The Atheopagan Suntree and Its Meanings
In summer of 2018, the Atheopagan community went through a process of selecting a symbol for our path. Many designs were submitted, and after several rounds of voting, we settled on this: the Suntree.
I’ve been wearing a Suntree now since last August, created by community member James Morganstern. I get compliments on it often–it’s a friendly design, apparently, and I’m not the only one to think so. You can shop for wooden and metal options for Suntree pendants as well as various other goods with Suntrees on them here.
I’ve found new meanings in the Suntree since we chose it–happy coincidences, if you will, or apophenia (seeing meaningful patterns where they were never intended, which is a major perceptual foible of our human brains).
But they make me happy, and I thought I’d share them.
First, there is the green tree of the Earth and the golden rays of the Sun: the two most significant presences in our lives. I love that our symbol embodies the Sacred Earth and Cosmos, the Great Below and the Great Above.
Next, there are the numbers. The Sun has eight rays which equate to the eight Sabbaths of the Wheel of the Year. And when you add the five branches of the tree, you get 13: the number of Atheopagan Principles!
Of course, all of this is just pattern-projection onto a symbol for which few, if any of these meanings were originally intended. But that doesn’t make the symbol any less meaningful for me. In fact, it kind of tickles me that the very phenomenon that leads people to believe in supernatural phenomena helps me to see meaning in our symbol.

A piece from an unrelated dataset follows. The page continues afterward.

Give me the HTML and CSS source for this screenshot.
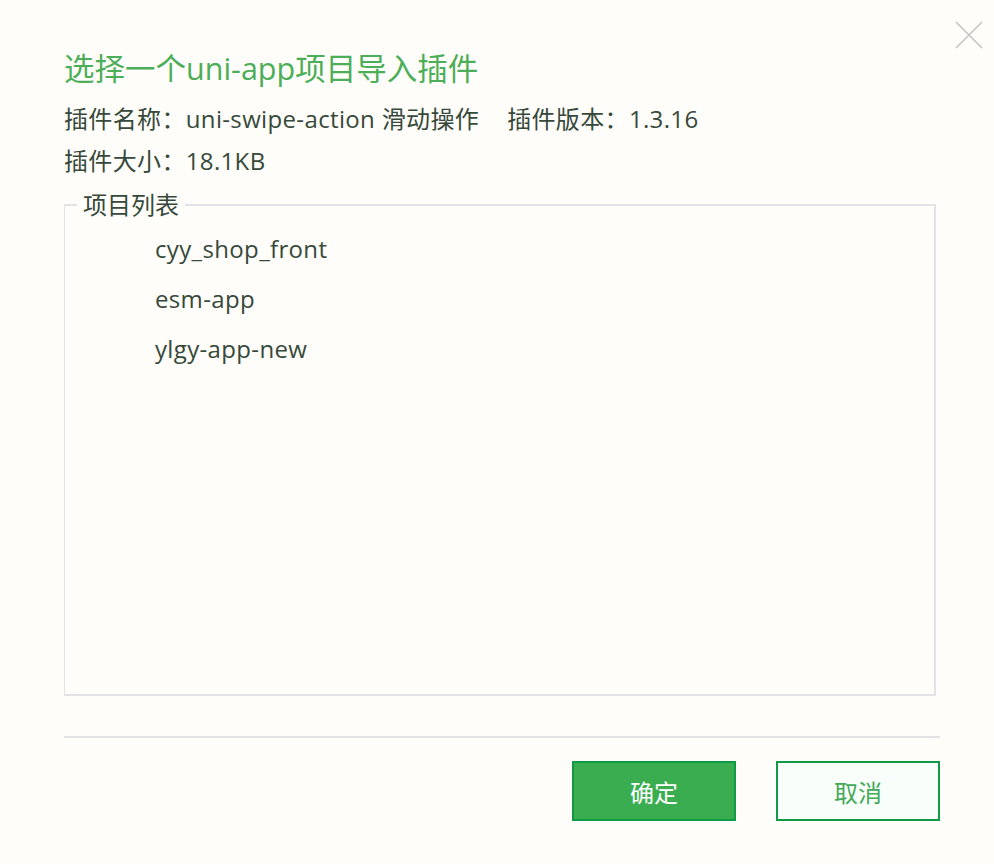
FILE: index.html
```html
<!DOCTYPE html>
<html lang="zh-CN">
<head>
<meta charset="utf-8">
<title>选择一个uni-app项目导入插件</title>
<link rel="stylesheet" href="styles.css">
</head>
<body>
<div class="dialog">
  <button class="close" aria-label="关闭">
    <svg width="28" height="28" viewBox="0 0 28 28"><path d="M1 1 L27 27 M27 1 L1 27" stroke="#c4c4c4" stroke-width="1.6" fill="none"/></svg>
  </button>
  <h1 class="title">选择一个uni-app项目导入插件</h1>
  <div class="info">插件名称：uni-swipe-action 滑动操作<span class="gap"></span>插件版本：1.3.16</div>
  <div class="info">插件大小：18.1KB</div>
  <fieldset class="projects">
    <legend>项目列表</legend>
    <ul class="list">
      <li>cyy_shop_front</li>
      <li>esm-app</li>
      <li>ylgy-app-new</li>
    </ul>
  </fieldset>
  <div class="sep"></div>
  <div class="actions">
    <button class="btn primary">确定</button>
    <button class="btn secondary">取消</button>
  </div>
</div>
</body>
</html>
```
FILE: styles.css
```css
html, body {
  margin: 0;
  padding: 0;
  background: #fffdf9;
}
body {
  font-family: "Open Sans", "Noto Sans CJK SC", sans-serif;
  color: #36493b;
}
.dialog {
  position: relative;
  padding: 48px 54px 0 64px;
}
.close {
  position: absolute;
  top: 21px;
  left: 955px;
  width: 28px;
  height: 28px;
  padding: 0;
  border: 0;
  background: transparent;
}
.close svg { display: block; }
.title {
  margin: 0;
  font-size: 30.5px;
  line-height: 40px;
  font-weight: normal;
  color: #4cae58;
}
.info {
  font-size: 24px;
  line-height: 42px;
  letter-spacing: 0.35px;
}
.title + .info { margin-top: 10px; }
.gap { display: inline-block; width: 28px; }
.projects {
  margin: 11px 4px 0 0;
  padding: 0 0 0 12px;
  border: 2px solid #e2e2e7;
  border-left-width: 1px;
}
.projects legend {
  font-size: 24px;
  line-height: 24px;
  padding: 0 6px;
}
.list {
  list-style: none;
  margin: 7px 0 0;
  padding: 0 0 0 78px;
  height: 470px;
  font-size: 24px;
  line-height: 50px;
  letter-spacing: 0.35px;
}
.sep {
  margin-top: 40px;
  height: 2px;
  background: #e2e2e2;
}
.actions {
  display: flex;
  justify-content: flex-end;
  gap: 40px;
  margin-top: 23px;
}
.btn {
  width: 164px;
  height: 60px;
  font-family: "Open Sans", "Noto Sans CJK SC", sans-serif;
  font-size: 24px;
  border: 2px solid #0f9a45;
  padding: 0;
}
.primary {
  background: #3aad50;
  color: #ffffff;
}
.secondary {
  background: #f8fffb;
  color: #45a95a;
}
```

I found it heartwarming to see so many people wearing Suntree buttons at Pantheacon last year, to smile in the hallways at each other, even if we didn’t recognize one another otherwise.
Small as we are, we’re a community and an identity, and we have a symbol that captures much of what we’re about.
That makes me smile.
Atheopagan SunTree by The Atheopagan Society is licensed under a Creative Commons Attribution-NonCommercial-NoDerivatives 4.0 International License.
Good stuff. I had to look up apophenia “happy coincidences, if you will”. Was not expecting to read the term “was coined by psychiatrist Klaus Conrad in his 1958 publication on the beginning stages of schizophrenia” #mentalhealth #swer
https://en.wikipedia.org/wiki/Apophenia
There are four spaces between each branch as a reminder to make space for each of the Pillars in your life.